The exercise> Extract every entry word for word. Skip the pictures.

Rows>
-*-*-
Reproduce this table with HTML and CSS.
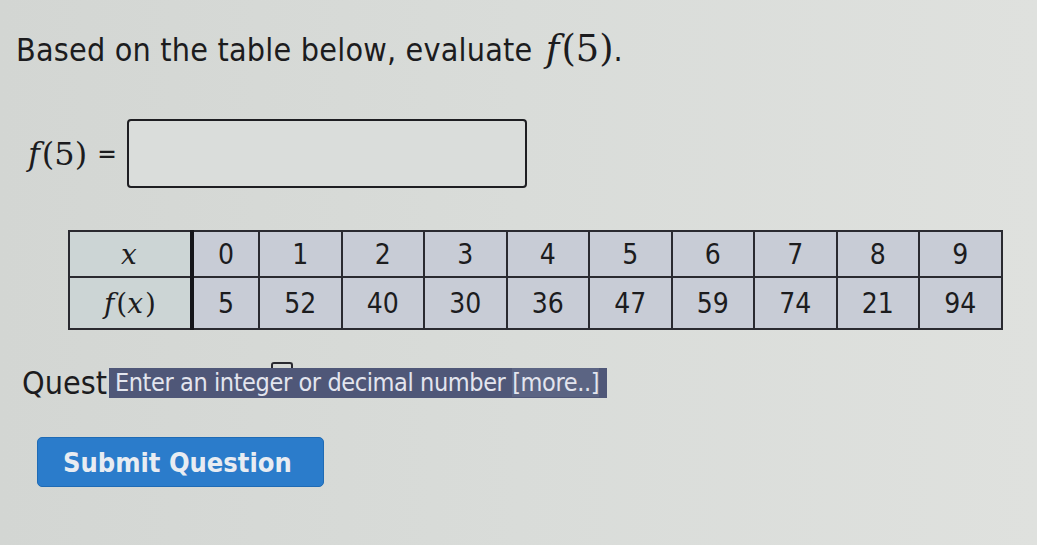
FILE: index.html
```html
<!DOCTYPE html>
<html>
<head>
<meta charset="utf-8">
<link rel="stylesheet" href="styles.css">
</head>
<body>
<div class="page">
  <p class="prompt">Based on the table below, evaluate <span class="math big"><i>f</i>(5)</span>.</p>

  <div class="answer">
    <span class="math label"><i>f</i>(5)</span><span class="eq">=</span>
    <div class="input"></div>
  </div>

  <table class="values">
    <tr>
      <th><span class="math"><i>x</i></span></th>
      <td class="first">0</td><td>1</td><td>2</td><td>3</td><td>4</td><td>5</td><td>6</td><td>7</td><td>8</td><td>9</td>
    </tr>
    <tr>
      <th><span class="math"><i>f</i>(<i>x</i>)</span></th>
      <td class="first">5</td><td>52</td><td>40</td><td>30</td><td>36</td><td>47</td><td>59</td><td>74</td><td>21</td><td>94</td>
    </tr>
  </table>

  <div class="quest">
    <span class="quest-text">Quest</span>
    <span class="tip">Enter an integer or decimal number <span class="more">[more..]</span><span class="caret"></span></span>
  </div>

  <button class="submit">Submit Question</button>
</div>
</body>
</html>
```

FILE: styles.css
```css
html, body {
  margin: 0;
  padding: 0;
}
body {
  width: 1037px;
  height: 545px;
  overflow: hidden;
  background: linear-gradient(90deg, #d3d6d3 0%, #d9dcd9 50%, #dfe1de 100%);
  font-family: "DejaVu Sans Condensed", "DejaVu Sans", sans-serif;
  color: #1c1c1e;
}
.page {
  padding: 24px 0 0 16px;
}
.prompt {
  margin: 0;
  font-size: 32px;
  line-height: 50px;
  letter-spacing: 0.2px;
}
.math {
  font-family: "DejaVu Serif", "Liberation Serif", serif;
  letter-spacing: 0;
}
.math.big {
  font-size: 1.15em;
  margin-left: 4px;
}
.math i {
  font-family: "DejaVu Serif", serif;
  font-style: italic;
  padding-right: 2px;
}
.answer {
  margin-top: 44px;
  margin-left: 12px;
  display: flex;
  align-items: center;
}
.label {
  font-size: 32px;
}
.eq {
  font-size: 26px;
  margin-left: 10px;
}
.input {
  margin-left: 10px;
  width: 396px;
  height: 65px;
  border: 2px solid #1e1e22;
  border-radius: 4px;
  background: #dadddb;
}
.values {
  margin-top: 42px;
  margin-left: 52px;
  border-collapse: collapse;
  font-size: 28px;
}
.values th, .values td {
  border: 2px solid #2a2a30;
  background: #c8ccd6;
  height: 44px;
  padding: 0;
  text-align: center;
  font-weight: normal;
  width: 80.5px;
}
.values tr:last-child th, .values tr:last-child td {
  height: 50px;
}
.values th {
  width: 120px;
  background: #ccd5d5;
  border-right: 4px solid #15151a;
  font-size: 28px;
}
.values td.first {
  width: 64px;
}
.quest {
  margin-top: 34px;
  margin-left: 6px;
  display: flex;
  align-items: center;
}
.quest-text {
  font-size: 32px;
}
.tip {
  position: relative;
  margin-left: 2px;
  background: #4f5778;
  color: #e3e5ee;
  font-size: 25px;
  padding: 1px 8px 1px 6px;
  letter-spacing: -0.4px;
  line-height: 28px;
}
.more {
  background: #5b6483;
}
.caret {
  position: absolute;
  left: 162px;
  top: -6px;
  width: 18px;
  height: 4px;
  border: 2px solid #2a2a30;
  border-bottom: none;
  border-radius: 3px 3px 0 0;
}
.submit {
  margin-top: 35px;
  margin-left: 21px;
  width: 287px;
  height: 50px;
  background: #2b7ccb;
  border: 1px solid #1f6bb5;
  border-radius: 5px;
  color: #e8ecf2;
  font-family: "DejaVu Sans Condensed", "DejaVu Sans", sans-serif;
  font-weight: bold;
  font-size: 27px;
  text-align: left;
  padding: 0 0 0 25px;
}
```
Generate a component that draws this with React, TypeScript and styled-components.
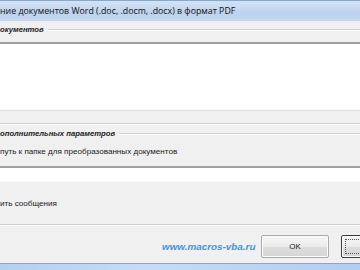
-*-*-
Response>
Reproduce this table with HTML and CSS.
FILE: index.html
```html
<!DOCTYPE html>
<html>
<head>
<meta charset="utf-8">
<link rel="stylesheet" href="styles.css">
</head>
<body>
<div class="page">
  <p class="prompt">Based on the table below, evaluate <span class="math big"><i>f</i>(5)</span>.</p>

  <div class="answer">
    <span class="math label"><i>f</i>(5)</span><span class="eq">=</span>
    <div class="input"></div>
  </div>

  <table class="values">
    <tr>
      <th><span class="math"><i>x</i></span></th>
      <td class="first">0</td><td>1</td><td>2</td><td>3</td><td>4</td><td>5</td><td>6</td><td>7</td><td>8</td><td>9</td>
    </tr>
    <tr>
      <th><span class="math"><i>f</i>(<i>x</i>)</span></th>
      <td class="first">5</td><td>52</td><td>40</td><td>30</td><td>36</td><td>47</td><td>59</td><td>74</td><td>21</td><td>94</td>
    </tr>
  </table>

  <div class="quest">
    <span class="quest-text">Quest</span>
    <span class="tip">Enter an integer or decimal number <span class="more">[more..]</span><span class="caret"></span></span>
  </div>

  <button class="submit">Submit Question</button>
</div>
</body>
</html>
```

FILE: styles.css
```css
html, body {
  margin: 0;
  padding: 0;
}
body {
  width: 1037px;
  height: 545px;
  overflow: hidden;
  background: linear-gradient(90deg, #d3d6d3 0%, #d9dcd9 50%, #dfe1de 100%);
  font-family: "DejaVu Sans Condensed", "DejaVu Sans", sans-serif;
  color: #1c1c1e;
}
.page {
  padding: 24px 0 0 16px;
}
.prompt {
  margin: 0;
  font-size: 32px;
  line-height: 50px;
  letter-spacing: 0.2px;
}
.math {
  font-family: "DejaVu Serif", "Liberation Serif", serif;
  letter-spacing: 0;
}
.math.big {
  font-size: 1.15em;
  margin-left: 4px;
}
.math i {
  font-family: "DejaVu Serif", serif;
  font-style: italic;
  padding-right: 2px;
}
.answer {
  margin-top: 44px;
  margin-left: 12px;
  display: flex;
  align-items: center;
}
.label {
  font-size: 32px;
}
.eq {
  font-size: 26px;
  margin-left: 10px;
}
.input {
  margin-left: 10px;
  width: 396px;
  height: 65px;
  border: 2px solid #1e1e22;
  border-radius: 4px;
  background: #dadddb;
}
.values {
  margin-top: 42px;
  margin-left: 52px;
  border-collapse: collapse;
  font-size: 28px;
}
.values th, .values td {
  border: 2px solid #2a2a30;
  background: #c8ccd6;
  height: 44px;
  padding: 0;
  text-align: center;
  font-weight: normal;
  width: 80.5px;
}
.values tr:last-child th, .values tr:last-child td {
  height: 50px;
}
.values th {
  width: 120px;
  background: #ccd5d5;
  border-right: 4px solid #15151a;
  font-size: 28px;
}
.values td.first {
  width: 64px;
}
.quest {
  margin-top: 34px;
  margin-left: 6px;
  display: flex;
  align-items: center;
}
.quest-text {
  font-size: 32px;
}
.tip {
  position: relative;
  margin-left: 2px;
  background: #4f5778;
  color: #e3e5ee;
  font-size: 25px;
  padding: 1px 8px 1px 6px;
  letter-spacing: -0.4px;
  line-height: 28px;
}
.more {
  background: #5b6483;
}
.caret {
  position: absolute;
  left: 162px;
  top: -6px;
  width: 18px;
  height: 4px;
  border: 2px solid #2a2a30;
  border-bottom: none;
  border-radius: 3px 3px 0 0;
}
.submit {
  margin-top: 35px;
  margin-left: 21px;
  width: 287px;
  height: 50px;
  background: #2b7ccb;
  border: 1px solid #1f6bb5;
  border-radius: 5px;
  color: #e8ecf2;
  font-family: "DejaVu Sans Condensed", "DejaVu Sans", sans-serif;
  font-weight: bold;
  font-size: 27px;
  text-align: left;
  padding: 0 0 0 25px;
}
```
Generate a component that draws this with React, TypeScript and styled-components.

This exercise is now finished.